We’ve changed the hostnames on these new nodes but the regex changes we made to the ood_portal.yml file seem to work fine as the FQDN is setup correctly in the connection URL and the SSH connection works when an interactive job is launched.

There are no errors in the logs on the OOD server itself, nor anything on the nodes. The vnc.log shows the same exact info on the working nodes and the broken nodes, right up to the connection part. It simply stops at this line on the broken nodes:
29/01/2020 09:17:00 VNC extension running!

I can’t say the new nodes are EXACTLY the same as the old nodes as we have started a new installation and configuration setup. However, we’ve reviewed everything we have in place for OOD on the old nodes and can’t find anything different on the new nodes - websockify and TurboVNC are setup exactly the same. So we’re trying to figure out what the VNC connection is doing at this point that it’s failing. Are there any temp files it might be creating? Maybe we have some restrictions on writing files on these new installations that we missed. Are there other places where OOD logs that we can check? We’ve looked at /var/log/* and on the OOD server and in the user’s OnDemand directory, as well as the node’s log files.

Thanks for any pointers you can provide!
Dori
UB CCR

To verify, have you already looked at the working directory of the jobs that failed for the job output?

The OnDemand interface is not that helpful in providing easy access to these after the job completes (fails) but when its queued there is a link you can click to open that directory in the files app:

In that screenshot you would click the Session ID link.

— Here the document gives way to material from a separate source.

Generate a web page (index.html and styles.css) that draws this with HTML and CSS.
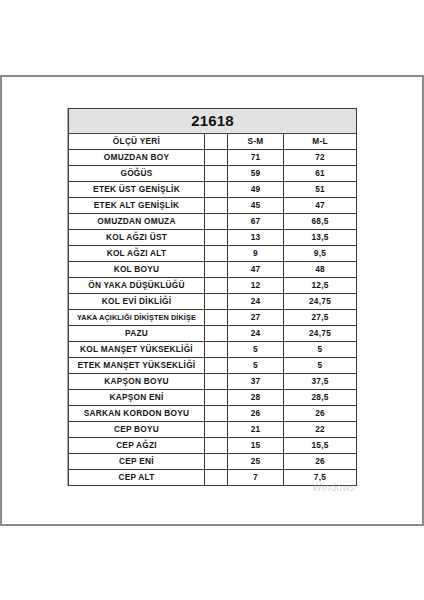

Oh yeah you said that and you also said you had looked at vnc.log…

Yeah the really odd thing is that the job setup when it’s queued looks exactly like the jobs that end up working (on the older nodes). Once it starts, it even looks the same until it goes to connect to that VNC session, then it terminates.

When you say “until it goes to connect to that VNC session, then it terminates.” what exactly happens? Do you see a NoVNC error? Does the batch job stop immediately after you try to connect? I would hope there was an error somewhere in the batch job error or output files afterwards.

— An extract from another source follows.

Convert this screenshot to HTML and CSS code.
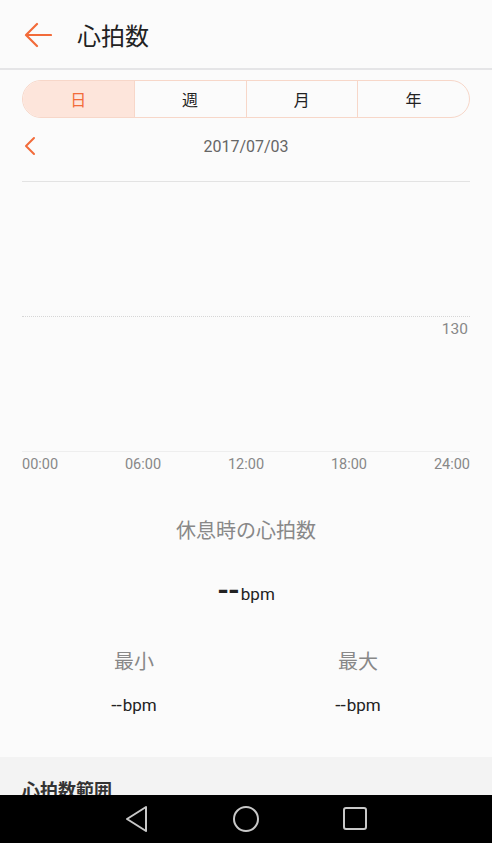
FILE: index.html
```html
<!DOCTYPE html>
<html lang="ja">
<head>
  <meta charset="utf-8">
  <meta name="viewport" content="width=device-width, initial-scale=1.0">
  <title>心拍数</title>
  <link rel="stylesheet" href="styles.css">
</head>
<body>
<div class="header">
  <svg class="back" width="28" height="26" viewBox="0 0 28 26"><path d="M27 13H3M13 2L2 13L13 24" fill="none" stroke="#f26b3a" stroke-width="2.2" stroke-linecap="round" stroke-linejoin="round"/></svg>
  <h1>心拍数</h1>
</div>

<div class="tabs">
  <div class="tab on">日</div>
  <div class="tab">週</div>
  <div class="tab">月</div>
  <div class="tab">年</div>
</div>

<div class="date-row">
  <svg class="prev" width="14" height="20" viewBox="0 0 14 20"><path d="M11 2L3 10L11 18" fill="none" stroke="#f26b3a" stroke-width="2" stroke-linecap="round" stroke-linejoin="round"/></svg>
  <span class="date">2017/07/03</span>
</div>

<div class="chart">
  <div class="upper"></div>
  <div class="lower"><span class="ylabel">130</span></div>
</div>
<div class="axis">
  <span>00:00</span><span>06:00</span><span>12:00</span><span>18:00</span><span>24:00</span>
</div>

<div class="rest">
  <h2>休息時の心拍数</h2>
  <div class="rest-val"><b>--</b>bpm</div>
</div>

<div class="minmax">
  <div class="col">
    <h3>最小</h3>
    <div class="val"><span class="dash">--</span>bpm</div>
  </div>
  <div class="col">
    <h3>最大</h3>
    <div class="val"><span class="dash">--</span>bpm</div>
  </div>
</div>

<div class="range">
  <h4>心拍数範囲</h4>
</div>

<div class="navbar">
  <svg width="26" height="28" viewBox="0 0 26 28"><path d="M22 2L3 14L22 26Z" fill="none" stroke="#c8c8c8" stroke-width="2" stroke-linejoin="round"/></svg>
  <svg width="28" height="28" viewBox="0 0 28 28"><circle cx="14" cy="14" r="12" fill="none" stroke="#c8c8c8" stroke-width="2"/></svg>
  <svg width="26" height="26" viewBox="0 0 26 26"><rect x="2" y="2" width="22" height="21" rx="2" fill="none" stroke="#c8c8c8" stroke-width="2"/></svg>
</div>
</body>
</html>
```

FILE: styles.css
```css
html,body{margin: 0;padding: 0;}
body{background: #fbfbfb;font-family: Roboto, "Noto Sans CJK JP", sans-serif;color: #222;overflow: hidden;height: 843px;}
h1,h2,h3,h4{margin: 0;padding: 0;font-weight: normal;}

.header{height: 68px;display: flex;align-items: center;border-bottom: 2px solid #e5e5e7;}
.header .back{margin-left: 24px;margin-top: 1px;}
.header h1{margin-left: 25px;font-size: 24px;color: #222;}

.tabs{display: flex;margin: 10px 22px 0;height: 36px;border: 1px solid #f7d7c9;border-radius: 19px;overflow: hidden;}
.tab{flex: 1;display: flex;align-items: center;justify-content: center;font-size: 16px;color: #222;border-left: 1px solid #f7d7c9;}
.tab:first-child{border-left: 0;}
.tab.on{background: #fde5db;color: #f26b3a;}

.date-row{position: relative;display: flex;align-items: center;justify-content: center;margin-top: 10px;height: 36px;}
.date-row .prev{position: absolute;left: 23px;top: 8px;}
.date{font-size: 16px;color: #666;}

.chart{margin: 17px 22px 0;border-top: 1px solid #e3e3e3;border-bottom: 1px solid #eeeeee;}
.upper{height: 134px;border-bottom: 1px dotted #d6d6d6;}
.lower{height: 134px;text-align: right;}
.ylabel{display: inline-block;margin-top: 3px;margin-right: 2px;font-size: 15.5px;color: #888;}

.axis{display: flex;justify-content: space-between;margin: 3px 22px 0;font-size: 14.5px;line-height: 20px;color: #888;}

.rest{text-align: center;margin-top: 42px;}
.rest h2{font-size: 20px;line-height: 28px;color: #888;}
.rest-val{margin-top: 31px;font-size: 17px;color: #222;line-height: 28px;}
.rest-val b{font-size: 30px;font-weight: bold;letter-spacing: -1px;margin-right: 2px;}

.minmax{display: flex;margin: 40px 22px 0;}
.col{flex: 1;text-align: center;}
.col h3{font-size: 20px;line-height: 28px;color: #888;}
.col .val{margin-top: 19px;font-size: 17px;line-height: 20px;color: #222;}
.col .dash{font-size: 19px;letter-spacing: 0;margin-right: 1px;}

.range{margin-top: 42px;background: #f3f3f3;height: 120px;padding: 0 22px;}
.range h4{padding-top: 19px;font-size: 18px;color: #333;font-weight: bold;}

.navbar{position: fixed;left: 0;right: 0;bottom: 0;height: 48px;background: #000;display: flex;align-items: center;justify-content: center;gap: 82px;}
```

Have you confirmed non VNC works such as Jupyter or RStudio?

One thing you could try to just verify there isn’t a problem with the proxying to the compute nodes of the new cluster is to start a simple server and verify you can connect to it:

Submit a job or start an interactive job and run this command:

ncat -l -p 4444 -k -c 'printf "HTTP/1.1 200 OK\n\n<h1>Hello</h1>"'

Then manually insert the URL to utilize the OnDemand proxy. So in my example, I have a job running on o0591.ten.osc.edu:

qsub: job 9277941.owens-batch.ten.osc.edu ready

efranz@o0591:~$ hostname
o0591.ten.osc.edu
efranz@o0591:~$ ncat -l -p 4444 -k -c 'printf "HTTP/1.1 200 OK\n\n<h1>Hello</h1>

So then I insert this URL in my browser: https://ondemand.osc.edu/rnode/o0591.ten.osc.edu/4444

And I see Hello:

screen 2020-02-03 at 11.54.09 AM

To answer your first questions, the job is still running on the node but we get the error “failed to connect to server” and the job will just stay running like that until it’s canceled or time runs out. There’s nothing in the output files that’s any different than with the older nodes that work, except those two NVIDIA messages I included in my first email.

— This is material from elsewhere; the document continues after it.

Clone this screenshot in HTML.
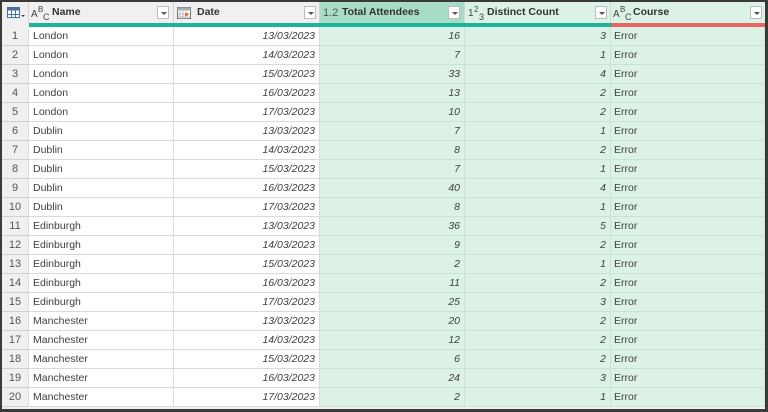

I meant to check a non-VNC app like jupyter and forgot. So you’re right in that none of this is working. When I try jupyter, the session starts but when I go to connect to it, I get: 404 not found. When I try your suggestion of testing this basic job, I get the same “404 not found” error also. I don’t know what to do to fix this though. I’m sorry for this basic question as it’s obviously not OOD related but do you have any suggestions?

You will definitely want to fix it first for the simplest basic job. Either something is mis-configured on the compute node side (iptables?) or on the OnDemand web host side (is OnDemand trying to connect to the wrong form of the hostname? Sometimes the string that hostname returns on the compute node does not match the host that OnDemand should be proxying to.

It turns out it is a regex issue. I only updated the ood_portal.yml file. I didn’t run the portal generator. I’m so sorry to have bothered you with this but very much appreciate this trick you shared as it definitely helped with the troubleshooting!

This is an example in OnDemand of a violation in of https://12factor.net/build-release-run, where you should be able to change the config without doing a build step! @tdockendorf opened a PR to regenerate the ood-portal.conf file whenever Apache is restarted. In this case, if you modified the config and restarted Apache it would have fixed it. Also, it seems that it would be ideal if we could pop a warning on the dashboard if the ood-portal.yml config changed but the Apache config did not have the corresponding changes. I’ll open an issue to address this.